The 2000 RUAA continues to authorize agreements to arbitrate disputes before they arise. However, the procedural side of arbitration is greatly augmented to meet modern needs. It deals with procedural issues not addressed in the 1955 Act. The effect should be more efficient and fair arbitrations as an alternative to litigation than is the case under the 1955 Act. The 1955 Act was a great advance in American law. The objective of the 2000 RUAA is to make the contribution of the 1955 Act even greater.
The 2000 RUAA has been drafted, also, against the significant and preemptive presence of the Federal Arbitration Act. The federal act applies to arbitration provisions in private contracts. The Federal Arbitration Act encourages arbitration as an alternative to litigation. Therefore, any state law that limits the availability of arbitration risks failure as a matter of federal preemption. Although there is not complete agreement about the relationship between federal and state law on certain specific issues, the 2000 RUAA is drafted to avoid preemption.
It is impossible to cover all the provisions in this important revision of a seminal uniform act. Suffice it to say that the revisions are an effort to provide more certainty in arbitration proceedings, to deal with preemption problems and to answer issues raised in the case law since 1955. There are many new provisions.
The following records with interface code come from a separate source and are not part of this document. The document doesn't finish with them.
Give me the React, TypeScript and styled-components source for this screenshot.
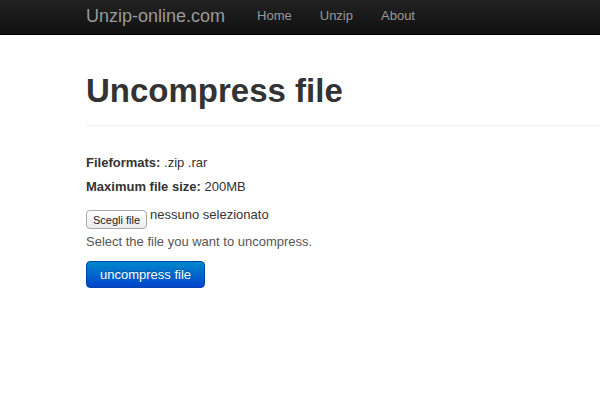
import styled, { createGlobalStyle } from 'styled-components';

const GlobalStyle = createGlobalStyle`
  html, body {
    margin: 0;
    padding: 0;
    background: #fff;
  }
  body {
    font-family: "Liberation Sans", Arial, sans-serif;
    font-size: 13px;
    line-height: 20px;
    color: #333;
  }
`;

const Navbar = styled.div`
  height: 34px;
  background: linear-gradient(to bottom, #222 0%, #111 100%);
  border-bottom: 1px solid #000;
  display: flex;
  align-items: center;
  padding-left: 86px;
`;

const Brand = styled.a`
  color: #999;
  font-size: 18px;
  font-weight: 200;
  text-decoration: none;
  margin-right: 18px;
  padding-bottom: 3px;
`;

const NavLink = styled.a`
  color: #999;
  font-size: 13px;
  text-decoration: none;
  padding: 0 14px 3px;
`;

const Container = styled.div`
  padding-left: 86px;
`;

const PageHeader = styled.div`
  padding: 36px 0 14px;
  border-bottom: 1px solid #eee;
  margin-bottom: 27px;
`;

const Title = styled.h1`
  margin: 0;
  font-size: 33px;
  line-height: 40px;
  font-weight: bold;
  color: #333;
`;

const Info = styled.p`
  margin: 0 0 4px;
`;

const FileRow = styled.div`
  display: flex;
  align-items: flex-start;
  margin-top: 10px;
`;

const FileButton = styled.button`
  font-family: "Liberation Sans", Arial, sans-serif;
  font-size: 11px;
  height: 19px;
  padding: 0 6px;
  margin-top: 3px;
  background: linear-gradient(to bottom, #fff 0%, #ececec 100%);
  border: 1px solid #aaa;
  border-radius: 4px;
  color: #222;
`;

const FileLabel = styled.span`
  margin-left: 3px;
  line-height: 16px;
`;

const Help = styled.p`
  margin: 3px 0 9px;
  color: #555;
`;

const PrimaryButton = styled.button`
  font-family: "Liberation Sans", Arial, sans-serif;
  font-size: 13px;
  height: 27px;
  padding: 0 13px;
  color: #fff;
  background: linear-gradient(to bottom, #0088cc 0%, #0044cc 100%);
  border: 1px solid #0044aa;
  border-radius: 4px;
  text-shadow: 0 -1px 0 rgba(0, 0, 0, 0.25);
`;

export default function App() {
  return (
    <>
      <GlobalStyle />
      <Navbar>
        <Brand href="#">Unzip-online.com</Brand>
        <NavLink href="#">Home</NavLink>
        <NavLink href="#">Unzip</NavLink>
        <NavLink href="#">About</NavLink>
      </Navbar>
      <Container>
        <PageHeader>
          <Title>Uncompress file</Title>
        </PageHeader>
        <Info>
          <b>Fileformats:</b> .zip .rar
        </Info>
        <Info>
          <b>Maximum file size:</b> 200MB
        </Info>
        <FileRow>
          <FileButton>Scegli file</FileButton>
          <FileLabel>nessuno selezionato</FileLabel>
        </FileRow>
        <Help>Select the file you want to uncompress.</Help>
        <PrimaryButton>uncompress file</PrimaryButton>
      </Container>
    </>
  );
}
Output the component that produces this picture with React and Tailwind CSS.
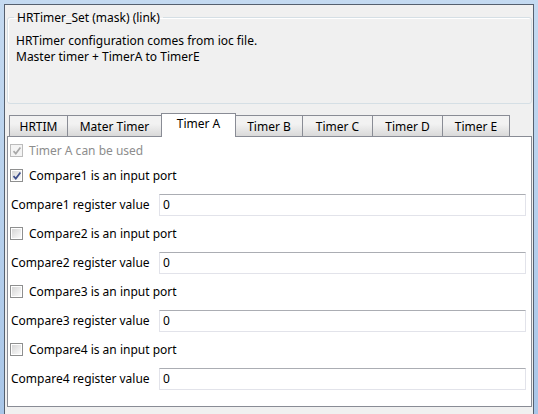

The 2000 Revised Uniform Arbitration Act expressly provides that it is a default act. Most of its provisions may be varied or waived by contract. There are certain provisions that may not be waived or varied. These include the basic rule that an agreement to submit a dispute to arbitration is valid; the rules that govern disclosure of facts by a neutral arbitrator; the rules guaranteeing enforcement or appeal of the act, an arbitration agreement or an arbitration decision in a court; or, the standards for vacating an award. Declaring the default nature of the act is important because parties to an agreement may choose between federal or state law to govern their arbitration, notwithstanding the preemptive effect of federal law. Also, restrictions on waiving or varying certain statutory requirements are important to protect parties to these agreements.
The 2000 RUAA specifically allows a court to order provisional remedies during the course of an arbitration before an arbitrator is selected. The 1955 Uniform Act has no such provision. This prevents parties from delaying the selection of an arbitrator in order to delay proceedings and dissipate the effect of an arbitration award. An arbitrator, when selected, also has an express power to order provisional remedies, a power not expressly given in the 1955 Uniform Act. An arbitrator has the same powers as a court has in a judicial proceeding.
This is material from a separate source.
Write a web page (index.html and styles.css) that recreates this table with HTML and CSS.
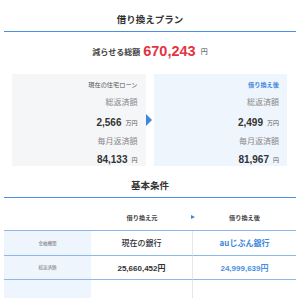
FILE: index.html
```html
<!DOCTYPE html>
<html lang="ja">
<head>
<meta charset="utf-8">
<link rel="stylesheet" href="styles.css">
</head>
<body>
<div class="page">
  <section class="plan">
    <h2 class="sec-title">借り換えプラン</h2>
    <div class="total">
      <span class="total-label">減らせる総額</span>
      <span class="total-num">670,243</span>
      <span class="total-unit">円</span>
    </div>
    <div class="compare">
      <div class="card card-now">
        <div class="card-label">現在の住宅ローン</div>
        <div class="item-label">総返済額</div>
        <div class="item-val"><span class="num">2,566</span><span class="unit">万円</span></div>
        <div class="item-label item-label2">毎月返済額</div>
        <div class="item-val item-val2"><span class="num">84,133</span><span class="unit">円</span></div>
      </div>
      <div class="arrow"></div>
      <div class="card card-after">
        <div class="card-label blue">借り換え後</div>
        <div class="item-label">総返済額</div>
        <div class="item-val"><span class="num">2,499</span><span class="unit">万円</span></div>
        <div class="item-label item-label2">毎月返済額</div>
        <div class="item-val item-val2"><span class="num">81,967</span><span class="unit">円</span></div>
      </div>
    </div>
  </section>
  <section class="basic">
    <h2 class="sec-title">基本条件</h2>
    <div class="table">
      <div class="th th-empty"></div>
      <div class="th th-from">借り換え元<span class="tri"></span></div>
      <div class="th">借り換え後</div>

      <div class="td td-key">金融機関</div>
      <div class="td td-from bank">現在の銀行</div>
      <div class="td td-to bank blue">auじぶん銀行</div>

      <div class="td td-key">総返済額</div>
      <div class="td td-from money">25,660,452円</div>
      <div class="td td-to money blue">24,999,639円</div>

      <div class="td td-key td-last"></div>
      <div class="td td-from td-last"></div>
      <div class="td td-to td-last"></div>
    </div>
  </section>
</div>
</body>
</html>
```
FILE: styles.css
```css
* { box-sizing: border-box; margin: 0; padding: 0; }
body {
  background: #fff;
  font-family: "Noto Sans CJK JP", "Liberation Sans", sans-serif;
  color: #333;
  width: 300px;
  overflow: hidden;
}
.page { padding: 0 4px; }
.sec-title {
  font-size: 9.5px;
  font-weight: 700;
  text-align: center;
  line-height: 18px;
  padding: 10px 0 3px;
  border-bottom: 1.5px solid #4a90e2;
  color: #333;
}
.total {
  margin-top: 7px;
  height: 24px;
  display: flex;
  align-items: center;
  justify-content: center;
}
.total-label { font-size: 8px; font-weight: 700; color: #444; }
.total-num {
  font-family: "Liberation Sans", Arial, sans-serif;
  font-size: 14.5px;
  font-weight: 700;
  color: #e3343f;
  margin: 0 5px 0 3px;
}
.total-unit { font-size: 7px; color: #444; }
.compare {
  margin: 11px 9px 0 8px;
  display: flex;
  align-items: center;
}
.card {
  flex: 1;
  height: 92px;
  padding: 6px 8px 0 0;
  text-align: right;
}
.card-now { background: #f5f6f8; }
.card-after { background: #eff5fc; }
.arrow {
  width: 8px;
  height: 12px;
  position: relative;
}
.arrow::before {
  content: "";
  position: absolute;
  left: 0;
  top: 0;
  border-left: 6px solid #3d88de;
  border-top: 6px solid transparent;
  border-bottom: 6px solid transparent;
}
.card-label { font-size: 6.2px; line-height: 10px; color: #555; }
.card-label.blue { color: #3d88de; font-weight: 700; }
.item-label { font-size: 8px; line-height: 12px; color: #888; margin-top: 6px; }
.item-label2 { margin-top: 5px; }
.item-val { line-height: 14px; margin-top: 4px; }
.item-val2 { margin-top: 2px; }
.num {
  font-family: "Liberation Sans", Arial, sans-serif;
  font-size: 10px;
  font-weight: 700;
  color: #333;
}
.unit { font-size: 6px; color: #555; margin-left: 4px; vertical-align: 1px; }
.table {
  display: grid;
  grid-template-columns: 87px 102px 1fr;
}
.th {
  height: 33px;
  padding-top: 14px;
  font-size: 6.2px;
  font-weight: 700;
  color: #444;
  text-align: center;
  line-height: 12px;
  border-bottom: 1.5px solid #8fb8ea;
}
.th-from { position: relative; }
.tri {
  position: absolute;
  right: -2px;
  top: 17px;
  border-left: 4px solid #3d88de;
  border-top: 2.5px solid transparent;
  border-bottom: 2.5px solid transparent;
}
.td {
  height: 24.5px;
  display: flex;
  align-items: center;
  justify-content: center;
  border-bottom: 1.5px solid #8fb8ea;
}
.td-key {
  background: #eff5fc;
  font-size: 4.5px;
  color: #777;
}
.td-from { border-right: 1px solid #e3e8ef; }
.bank { font-size: 8px; font-weight: 500; color: #333; }
.bank.blue { font-size: 8px; color: #3d88de; font-weight: 700; }
.money {
  font-family: "Liberation Sans", "Noto Sans CJK JP", sans-serif;
  font-size: 8px;
  font-weight: 700;
  color: #333;
}
.money.blue { color: #4a90e2; }
.td-last { border-bottom: none; }
.blue { color: #3d88de; }
```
The 2000 RUAA allows consolidation of separate arbitration proceedings, a matter that was never contemplated in the 1955 Uniform Act. The existence of multiple parties, multiple agreements and complex litigation has made the issue of consolidation of arbitration actions very important. Courts have varied over consolidation. The 2000 RUAA expressly allows and governs consolidation.
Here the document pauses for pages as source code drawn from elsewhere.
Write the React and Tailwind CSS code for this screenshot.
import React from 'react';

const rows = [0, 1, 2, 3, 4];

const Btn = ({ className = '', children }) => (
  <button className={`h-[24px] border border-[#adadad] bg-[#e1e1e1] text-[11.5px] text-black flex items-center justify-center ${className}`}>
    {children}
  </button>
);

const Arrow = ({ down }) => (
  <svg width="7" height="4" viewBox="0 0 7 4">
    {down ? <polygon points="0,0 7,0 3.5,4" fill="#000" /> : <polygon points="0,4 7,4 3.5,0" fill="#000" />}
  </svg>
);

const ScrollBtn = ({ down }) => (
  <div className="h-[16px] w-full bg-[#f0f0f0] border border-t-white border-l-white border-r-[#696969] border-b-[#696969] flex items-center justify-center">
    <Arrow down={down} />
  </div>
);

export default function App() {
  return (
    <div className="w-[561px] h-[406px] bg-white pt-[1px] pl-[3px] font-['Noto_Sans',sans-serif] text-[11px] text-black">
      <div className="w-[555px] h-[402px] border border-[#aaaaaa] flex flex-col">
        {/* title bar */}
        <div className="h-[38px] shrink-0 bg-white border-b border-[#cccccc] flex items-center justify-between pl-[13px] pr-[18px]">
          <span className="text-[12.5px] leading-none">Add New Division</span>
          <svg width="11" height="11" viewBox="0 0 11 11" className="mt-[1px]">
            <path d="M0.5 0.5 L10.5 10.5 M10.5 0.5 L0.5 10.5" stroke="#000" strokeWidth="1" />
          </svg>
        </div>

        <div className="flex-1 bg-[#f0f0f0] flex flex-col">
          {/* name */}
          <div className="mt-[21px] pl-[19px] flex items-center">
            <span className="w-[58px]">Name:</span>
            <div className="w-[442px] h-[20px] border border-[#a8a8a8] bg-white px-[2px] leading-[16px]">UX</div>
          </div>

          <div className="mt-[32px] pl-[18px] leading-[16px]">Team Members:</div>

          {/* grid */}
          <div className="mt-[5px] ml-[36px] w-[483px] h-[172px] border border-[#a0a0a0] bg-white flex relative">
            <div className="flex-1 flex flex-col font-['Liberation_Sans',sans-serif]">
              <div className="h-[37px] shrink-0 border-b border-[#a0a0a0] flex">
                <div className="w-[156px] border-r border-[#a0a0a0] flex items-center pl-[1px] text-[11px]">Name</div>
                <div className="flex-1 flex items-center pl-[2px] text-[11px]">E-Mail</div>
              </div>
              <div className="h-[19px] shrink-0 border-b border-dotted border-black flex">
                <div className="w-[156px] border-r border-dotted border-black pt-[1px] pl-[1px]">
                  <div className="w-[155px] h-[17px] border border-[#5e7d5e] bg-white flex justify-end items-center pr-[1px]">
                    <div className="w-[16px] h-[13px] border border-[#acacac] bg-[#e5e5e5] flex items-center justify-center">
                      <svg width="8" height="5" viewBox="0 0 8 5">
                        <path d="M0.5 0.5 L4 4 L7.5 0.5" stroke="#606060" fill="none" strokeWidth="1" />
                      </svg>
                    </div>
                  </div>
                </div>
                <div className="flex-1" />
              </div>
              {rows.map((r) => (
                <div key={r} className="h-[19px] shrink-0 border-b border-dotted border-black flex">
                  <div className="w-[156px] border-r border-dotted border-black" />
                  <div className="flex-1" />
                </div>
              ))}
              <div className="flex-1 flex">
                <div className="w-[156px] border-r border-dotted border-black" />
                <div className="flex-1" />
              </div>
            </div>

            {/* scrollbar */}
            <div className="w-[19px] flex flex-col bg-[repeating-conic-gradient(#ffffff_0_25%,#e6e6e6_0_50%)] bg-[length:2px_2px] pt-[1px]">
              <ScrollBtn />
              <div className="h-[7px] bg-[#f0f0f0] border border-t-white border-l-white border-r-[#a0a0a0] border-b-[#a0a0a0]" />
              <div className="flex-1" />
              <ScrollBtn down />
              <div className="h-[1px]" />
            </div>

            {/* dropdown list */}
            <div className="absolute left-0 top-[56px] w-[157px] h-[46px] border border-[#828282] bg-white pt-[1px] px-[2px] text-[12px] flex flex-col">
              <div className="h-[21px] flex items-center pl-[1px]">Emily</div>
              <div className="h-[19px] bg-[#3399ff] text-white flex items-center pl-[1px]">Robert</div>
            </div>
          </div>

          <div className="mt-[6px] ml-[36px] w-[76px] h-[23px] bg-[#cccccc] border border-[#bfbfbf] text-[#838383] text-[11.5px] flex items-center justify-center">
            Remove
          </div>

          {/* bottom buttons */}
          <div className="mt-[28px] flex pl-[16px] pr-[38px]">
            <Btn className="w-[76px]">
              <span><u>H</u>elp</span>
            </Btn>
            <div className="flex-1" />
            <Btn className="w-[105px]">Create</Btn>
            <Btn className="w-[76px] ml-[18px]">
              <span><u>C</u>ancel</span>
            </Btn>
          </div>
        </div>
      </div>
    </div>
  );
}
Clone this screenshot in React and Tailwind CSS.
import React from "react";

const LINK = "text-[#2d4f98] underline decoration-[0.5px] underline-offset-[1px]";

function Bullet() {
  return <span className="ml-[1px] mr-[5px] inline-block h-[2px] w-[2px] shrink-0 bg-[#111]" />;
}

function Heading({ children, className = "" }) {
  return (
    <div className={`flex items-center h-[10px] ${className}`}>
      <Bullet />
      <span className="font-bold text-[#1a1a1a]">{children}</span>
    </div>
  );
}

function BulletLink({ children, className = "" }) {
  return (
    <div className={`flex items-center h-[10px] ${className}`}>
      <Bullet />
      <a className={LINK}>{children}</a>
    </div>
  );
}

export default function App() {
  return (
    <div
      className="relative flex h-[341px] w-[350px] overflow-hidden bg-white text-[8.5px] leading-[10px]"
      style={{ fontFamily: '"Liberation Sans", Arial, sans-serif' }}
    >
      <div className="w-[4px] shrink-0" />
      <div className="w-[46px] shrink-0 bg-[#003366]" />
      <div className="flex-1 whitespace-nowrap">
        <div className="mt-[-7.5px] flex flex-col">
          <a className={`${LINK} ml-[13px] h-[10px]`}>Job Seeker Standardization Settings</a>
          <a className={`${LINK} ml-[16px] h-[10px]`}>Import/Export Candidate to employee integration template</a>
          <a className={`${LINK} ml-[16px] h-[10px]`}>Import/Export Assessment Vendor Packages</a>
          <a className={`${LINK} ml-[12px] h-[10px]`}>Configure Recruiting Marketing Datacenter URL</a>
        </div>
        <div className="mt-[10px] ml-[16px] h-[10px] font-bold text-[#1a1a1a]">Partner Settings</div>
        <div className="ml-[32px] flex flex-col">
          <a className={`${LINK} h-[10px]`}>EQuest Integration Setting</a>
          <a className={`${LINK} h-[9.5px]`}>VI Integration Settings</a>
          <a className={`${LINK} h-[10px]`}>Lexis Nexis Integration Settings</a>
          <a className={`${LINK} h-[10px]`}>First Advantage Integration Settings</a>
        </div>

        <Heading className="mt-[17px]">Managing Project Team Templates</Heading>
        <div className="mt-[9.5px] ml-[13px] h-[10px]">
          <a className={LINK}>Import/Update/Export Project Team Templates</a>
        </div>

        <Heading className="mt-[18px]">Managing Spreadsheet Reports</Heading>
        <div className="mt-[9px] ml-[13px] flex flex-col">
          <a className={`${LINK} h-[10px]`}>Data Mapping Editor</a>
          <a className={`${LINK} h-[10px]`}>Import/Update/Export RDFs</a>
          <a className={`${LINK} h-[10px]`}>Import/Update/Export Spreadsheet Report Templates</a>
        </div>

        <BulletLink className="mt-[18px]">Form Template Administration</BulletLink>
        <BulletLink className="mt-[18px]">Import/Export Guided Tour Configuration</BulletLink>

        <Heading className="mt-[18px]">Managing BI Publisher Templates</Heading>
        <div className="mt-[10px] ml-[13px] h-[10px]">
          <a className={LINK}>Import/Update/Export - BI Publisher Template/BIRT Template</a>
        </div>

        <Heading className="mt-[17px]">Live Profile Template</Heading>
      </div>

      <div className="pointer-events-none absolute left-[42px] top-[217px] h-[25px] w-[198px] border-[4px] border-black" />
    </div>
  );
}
The 1955 Uniform Act allows an award to be vacated because of an arbitrator’s partiality - lack of neutrality. It does not specifically require disclosure of any interest that may give rise to a question of neutrality. The 2000 RUAA specifically addresses disclosure of known facts that give rise to questions of neutrality. Such facts include a financial or personal interest in the outcome of the arbitration proceeding or an existing or past relationship with a party. The lack of disclosure, itself, may be a ground for vacating an award, and there is a presumption of partiality when non-disclosure occurs. Upon disclosure, a party has the opportunity to object to the appointment of an arbitrator intended to be neutral. If there is no objection, that may affect the ability to raise partiality as a ground for vacating an award. These provisions provide substantial express protection to parties to an arbitration proceeding that simply are not a part of the 1955 Uniform Act.
A crucial issue in arbitrations is the express immunity of arbitrators from civil liability. It is not an issue addressed in the 1955 Uniform Act, but is important to impartial and fair proceedings. An arbitrator who expects or fears a lawsuit simply because of a decision, cannot be counted upon to act fairly or competently. The 2000 RUAA provides arbitrators with immunity from civil liability “to the same extent as a judge of a court of this State acting in a judicial capacity.”
An arbitrator under the 2000 RUAA may conduct the arbitration in such manner as the arbitrator considers appropriate to the fair and expeditious disposition of the proceeding. This express authority does not appear in the 1955 Uniform Act. The 1955 Uniform Act provides for subpoena of witnesses, and for depositions. Under the 2000 RUAA, an arbitrator also has the express power to make summary dispositions of claims or issues under appropriate procedures, to hold pre-arbitration proceeding meetings or to use any other discovery process (any process that adduces relevant evidence for the proceeding) applicable to resolution of the dispute. These provisions put arbitrators on the same level as judges in a judicial proceeding with respect to discovery of evidence.
The 2000 RUAA expressly permits an arbitrator to give punitive damages or other exemplary relief, “if such an award is authorized by law in a civil action involving the same claim.” Attorney’s fees may be awarded under the same standard. The 1955 Uniform Act does not expressly address either issue, but the case law has established the power to award punitive damages in most jurisdictions. The Federal Arbitration Act decisions, also, provide for punitive damages and some states have amended the 1955 Uniform Act to include attorney’s fees. These new provisions put arbitrators on the same footing as judges in a court of law, and reflect the expansion of arbitration into disputes traditionally resolved in courts of law.
These are some highlights of the revision to the Uniform Arbitration Act in 2000. The number of disputes in arbitration grows yearly. The 2000 Revised Uniform Arbitration Act responds to this growth with better and more complete arbitration procedures. It aligns state law with federal law, which decreases the potential for litigation on preemption grounds. This important advance in the law of arbitration should be enacted in all states as soon as feasible.